## Provided material:
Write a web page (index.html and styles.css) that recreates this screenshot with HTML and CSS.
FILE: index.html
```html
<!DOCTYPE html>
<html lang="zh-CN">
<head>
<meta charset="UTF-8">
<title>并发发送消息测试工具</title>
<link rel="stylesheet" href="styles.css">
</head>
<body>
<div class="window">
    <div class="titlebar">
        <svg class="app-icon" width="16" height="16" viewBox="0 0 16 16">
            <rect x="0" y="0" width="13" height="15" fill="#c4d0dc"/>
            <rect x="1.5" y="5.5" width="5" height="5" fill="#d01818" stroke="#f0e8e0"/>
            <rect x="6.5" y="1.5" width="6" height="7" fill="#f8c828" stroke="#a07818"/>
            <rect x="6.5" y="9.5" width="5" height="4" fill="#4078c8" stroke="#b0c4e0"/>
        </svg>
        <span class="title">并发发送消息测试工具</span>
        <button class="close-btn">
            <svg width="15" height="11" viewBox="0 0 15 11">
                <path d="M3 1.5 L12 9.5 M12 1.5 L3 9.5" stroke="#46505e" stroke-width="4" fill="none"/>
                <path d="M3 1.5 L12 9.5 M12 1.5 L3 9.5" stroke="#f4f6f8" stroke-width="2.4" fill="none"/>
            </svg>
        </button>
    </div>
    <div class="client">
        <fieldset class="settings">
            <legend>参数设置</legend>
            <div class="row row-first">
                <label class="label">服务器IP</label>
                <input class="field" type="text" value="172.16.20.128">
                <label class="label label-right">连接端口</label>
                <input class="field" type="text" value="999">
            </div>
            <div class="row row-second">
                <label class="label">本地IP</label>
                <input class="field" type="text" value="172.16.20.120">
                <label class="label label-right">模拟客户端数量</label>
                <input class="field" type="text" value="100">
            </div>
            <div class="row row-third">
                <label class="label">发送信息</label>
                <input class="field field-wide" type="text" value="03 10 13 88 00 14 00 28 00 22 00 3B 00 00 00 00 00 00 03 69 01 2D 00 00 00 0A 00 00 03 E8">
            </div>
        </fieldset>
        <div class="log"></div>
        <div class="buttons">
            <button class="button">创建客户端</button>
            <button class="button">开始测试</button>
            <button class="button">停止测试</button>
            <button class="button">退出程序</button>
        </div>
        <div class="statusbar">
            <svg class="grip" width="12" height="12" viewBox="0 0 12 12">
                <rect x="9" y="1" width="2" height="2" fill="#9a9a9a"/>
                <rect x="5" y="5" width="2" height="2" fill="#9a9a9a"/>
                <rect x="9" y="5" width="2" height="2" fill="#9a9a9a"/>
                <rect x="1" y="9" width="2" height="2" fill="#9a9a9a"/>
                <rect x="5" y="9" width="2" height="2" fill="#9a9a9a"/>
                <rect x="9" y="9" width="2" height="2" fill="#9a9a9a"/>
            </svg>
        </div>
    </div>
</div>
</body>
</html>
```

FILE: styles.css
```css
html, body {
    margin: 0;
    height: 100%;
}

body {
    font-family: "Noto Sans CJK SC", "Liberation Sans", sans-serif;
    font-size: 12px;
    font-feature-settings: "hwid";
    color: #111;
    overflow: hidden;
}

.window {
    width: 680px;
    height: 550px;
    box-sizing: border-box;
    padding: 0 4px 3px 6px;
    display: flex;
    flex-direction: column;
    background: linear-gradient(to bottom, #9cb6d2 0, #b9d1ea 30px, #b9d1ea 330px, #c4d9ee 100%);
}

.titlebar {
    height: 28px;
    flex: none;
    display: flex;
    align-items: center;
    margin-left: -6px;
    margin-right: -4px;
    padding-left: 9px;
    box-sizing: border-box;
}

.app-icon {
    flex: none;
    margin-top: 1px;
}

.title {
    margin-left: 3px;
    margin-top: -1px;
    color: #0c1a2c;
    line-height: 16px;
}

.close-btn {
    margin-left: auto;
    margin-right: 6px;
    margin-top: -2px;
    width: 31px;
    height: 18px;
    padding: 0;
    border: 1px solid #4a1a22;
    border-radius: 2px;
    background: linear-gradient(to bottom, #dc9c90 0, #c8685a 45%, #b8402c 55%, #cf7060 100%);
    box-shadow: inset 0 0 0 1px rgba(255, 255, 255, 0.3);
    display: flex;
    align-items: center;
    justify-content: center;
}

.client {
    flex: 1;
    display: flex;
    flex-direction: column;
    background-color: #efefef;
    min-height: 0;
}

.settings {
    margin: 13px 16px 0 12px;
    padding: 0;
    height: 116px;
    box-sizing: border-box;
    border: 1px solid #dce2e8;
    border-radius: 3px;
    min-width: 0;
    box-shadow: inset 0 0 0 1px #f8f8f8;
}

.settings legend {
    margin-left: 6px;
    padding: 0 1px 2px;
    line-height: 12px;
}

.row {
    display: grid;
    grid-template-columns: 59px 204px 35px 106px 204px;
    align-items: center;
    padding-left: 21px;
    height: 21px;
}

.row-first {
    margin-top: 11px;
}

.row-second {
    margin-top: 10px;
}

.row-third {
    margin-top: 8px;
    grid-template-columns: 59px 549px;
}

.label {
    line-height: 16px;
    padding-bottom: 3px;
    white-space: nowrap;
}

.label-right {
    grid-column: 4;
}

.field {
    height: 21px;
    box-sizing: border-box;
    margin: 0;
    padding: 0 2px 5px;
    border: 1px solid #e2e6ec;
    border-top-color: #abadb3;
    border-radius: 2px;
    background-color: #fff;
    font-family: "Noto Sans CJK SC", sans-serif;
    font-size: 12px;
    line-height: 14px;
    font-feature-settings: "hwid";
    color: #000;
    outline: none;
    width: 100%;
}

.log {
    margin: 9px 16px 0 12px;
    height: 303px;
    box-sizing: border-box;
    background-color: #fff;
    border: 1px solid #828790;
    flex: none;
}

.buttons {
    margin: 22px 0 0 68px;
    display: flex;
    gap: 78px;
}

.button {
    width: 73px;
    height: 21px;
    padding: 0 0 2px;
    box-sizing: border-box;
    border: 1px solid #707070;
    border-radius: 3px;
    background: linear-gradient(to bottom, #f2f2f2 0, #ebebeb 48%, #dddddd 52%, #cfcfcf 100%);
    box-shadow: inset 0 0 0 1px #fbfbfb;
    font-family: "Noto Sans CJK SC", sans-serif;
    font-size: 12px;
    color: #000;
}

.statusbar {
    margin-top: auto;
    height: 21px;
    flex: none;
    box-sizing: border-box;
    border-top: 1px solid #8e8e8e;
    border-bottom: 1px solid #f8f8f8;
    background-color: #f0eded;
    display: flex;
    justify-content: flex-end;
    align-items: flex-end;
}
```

## What this task involves:
The listing above should be transcribed in full, exactly as written.

## Expected answer:
Write a web page (index.html and styles.css) that recreates this screenshot with HTML and CSS.
FILE: index.html
```html
<!DOCTYPE html>
<html lang="zh-CN">
<head>
<meta charset="UTF-8">
<title>并发发送消息测试工具</title>
<link rel="stylesheet" href="styles.css">
</head>
<body>
<div class="window">
    <div class="titlebar">
        <svg class="app-icon" width="16" height="16" viewBox="0 0 16 16">
            <rect x="0" y="0" width="13" height="15" fill="#c4d0dc"/>
            <rect x="1.5" y="5.5" width="5" height="5" fill="#d01818" stroke="#f0e8e0"/>
            <rect x="6.5" y="1.5" width="6" height="7" fill="#f8c828" stroke="#a07818"/>
            <rect x="6.5" y="9.5" width="5" height="4" fill="#4078c8" stroke="#b0c4e0"/>
        </svg>
        <span class="title">并发发送消息测试工具</span>
        <button class="close-btn">
            <svg width="15" height="11" viewBox="0 0 15 11">
                <path d="M3 1.5 L12 9.5 M12 1.5 L3 9.5" stroke="#46505e" stroke-width="4" fill="none"/>
                <path d="M3 1.5 L12 9.5 M12 1.5 L3 9.5" stroke="#f4f6f8" stroke-width="2.4" fill="none"/>
            </svg>
        </button>
    </div>
    <div class="client">
        <fieldset class="settings">
            <legend>参数设置</legend>
            <div class="row row-first">
                <label class="label">服务器IP</label>
                <input class="field" type="text" value="172.16.20.128">
                <label class="label label-right">连接端口</label>
                <input class="field" type="text" value="999">
            </div>
            <div class="row row-second">
                <label class="label">本地IP</label>
                <input class="field" type="text" value="172.16.20.120">
                <label class="label label-right">模拟客户端数量</label>
                <input class="field" type="text" value="100">
            </div>
            <div class="row row-third">
                <label class="label">发送信息</label>
                <input class="field field-wide" type="text" value="03 10 13 88 00 14 00 28 00 22 00 3B 00 00 00 00 00 00 03 69 01 2D 00 00 00 0A 00 00 03 E8">
            </div>
        </fieldset>
        <div class="log"></div>
        <div class="buttons">
            <button class="button">创建客户端</button>
            <button class="button">开始测试</button>
            <button class="button">停止测试</button>
            <button class="button">退出程序</button>
        </div>
        <div class="statusbar">
            <svg class="grip" width="12" height="12" viewBox="0 0 12 12">
                <rect x="9" y="1" width="2" height="2" fill="#9a9a9a"/>
                <rect x="5" y="5" width="2" height="2" fill="#9a9a9a"/>
                <rect x="9" y="5" width="2" height="2" fill="#9a9a9a"/>
                <rect x="1" y="9" width="2" height="2" fill="#9a9a9a"/>
                <rect x="5" y="9" width="2" height="2" fill="#9a9a9a"/>
                <rect x="9" y="9" width="2" height="2" fill="#9a9a9a"/>
            </svg>
        </div>
    </div>
</div>
</body>
</html>
```

FILE: styles.css
```css
html, body {
    margin: 0;
    height: 100%;
}

body {
    font-family: "Noto Sans CJK SC", "Liberation Sans", sans-serif;
    font-size: 12px;
    font-feature-settings: "hwid";
    color: #111;
    overflow: hidden;
}

.window {
    width: 680px;
    height: 550px;
    box-sizing: border-box;
    padding: 0 4px 3px 6px;
    display: flex;
    flex-direction: column;
    background: linear-gradient(to bottom, #9cb6d2 0, #b9d1ea 30px, #b9d1ea 330px, #c4d9ee 100%);
}

.titlebar {
    height: 28px;
    flex: none;
    display: flex;
    align-items: center;
    margin-left: -6px;
    margin-right: -4px;
    padding-left: 9px;
    box-sizing: border-box;
}

.app-icon {
    flex: none;
    margin-top: 1px;
}

.title {
    margin-left: 3px;
    margin-top: -1px;
    color: #0c1a2c;
    line-height: 16px;
}

.close-btn {
    margin-left: auto;
    margin-right: 6px;
    margin-top: -2px;
    width: 31px;
    height: 18px;
    padding: 0;
    border: 1px solid #4a1a22;
    border-radius: 2px;
    background: linear-gradient(to bottom, #dc9c90 0, #c8685a 45%, #b8402c 55%, #cf7060 100%);
    box-shadow: inset 0 0 0 1px rgba(255, 255, 255, 0.3);
    display: flex;
    align-items: center;
    justify-content: center;
}

.client {
    flex: 1;
    display: flex;
    flex-direction: column;
    background-color: #efefef;
    min-height: 0;
}

.settings {
    margin: 13px 16px 0 12px;
    padding: 0;
    height: 116px;
    box-sizing: border-box;
    border: 1px solid #dce2e8;
    border-radius: 3px;
    min-width: 0;
    box-shadow: inset 0 0 0 1px #f8f8f8;
}

.settings legend {
    margin-left: 6px;
    padding: 0 1px 2px;
    line-height: 12px;
}

.row {
    display: grid;
    grid-template-columns: 59px 204px 35px 106px 204px;
    align-items: center;
    padding-left: 21px;
    height: 21px;
}

.row-first {
    margin-top: 11px;
}

.row-second {
    margin-top: 10px;
}

.row-third {
    margin-top: 8px;
    grid-template-columns: 59px 549px;
}

.label {
    line-height: 16px;
    padding-bottom: 3px;
    white-space: nowrap;
}

.label-right {
    grid-column: 4;
}

.field {
    height: 21px;
    box-sizing: border-box;
    margin: 0;
    padding: 0 2px 5px;
    border: 1px solid #e2e6ec;
    border-top-color: #abadb3;
    border-radius: 2px;
    background-color: #fff;
    font-family: "Noto Sans CJK SC", sans-serif;
    font-size: 12px;
    line-height: 14px;
    font-feature-settings: "hwid";
    color: #000;
    outline: none;
    width: 100%;
}

.log {
    margin: 9px 16px 0 12px;
    height: 303px;
    box-sizing: border-box;
    background-color: #fff;
    border: 1px solid #828790;
    flex: none;
}

.buttons {
    margin: 22px 0 0 68px;
    display: flex;
    gap: 78px;
}

.button {
    width: 73px;
    height: 21px;
    padding: 0 0 2px;
    box-sizing: border-box;
    border: 1px solid #707070;
    border-radius: 3px;
    background: linear-gradient(to bottom, #f2f2f2 0, #ebebeb 48%, #dddddd 52%, #cfcfcf 100%);
    box-shadow: inset 0 0 0 1px #fbfbfb;
    font-family: "Noto Sans CJK SC", sans-serif;
    font-size: 12px;
    color: #000;
}

.statusbar {
    margin-top: auto;
    height: 21px;
    flex: none;
    box-sizing: border-box;
    border-top: 1px solid #8e8e8e;
    border-bottom: 1px solid #f8f8f8;
    background-color: #f0eded;
    display: flex;
    justify-content: flex-end;
    align-items: flex-end;
}
```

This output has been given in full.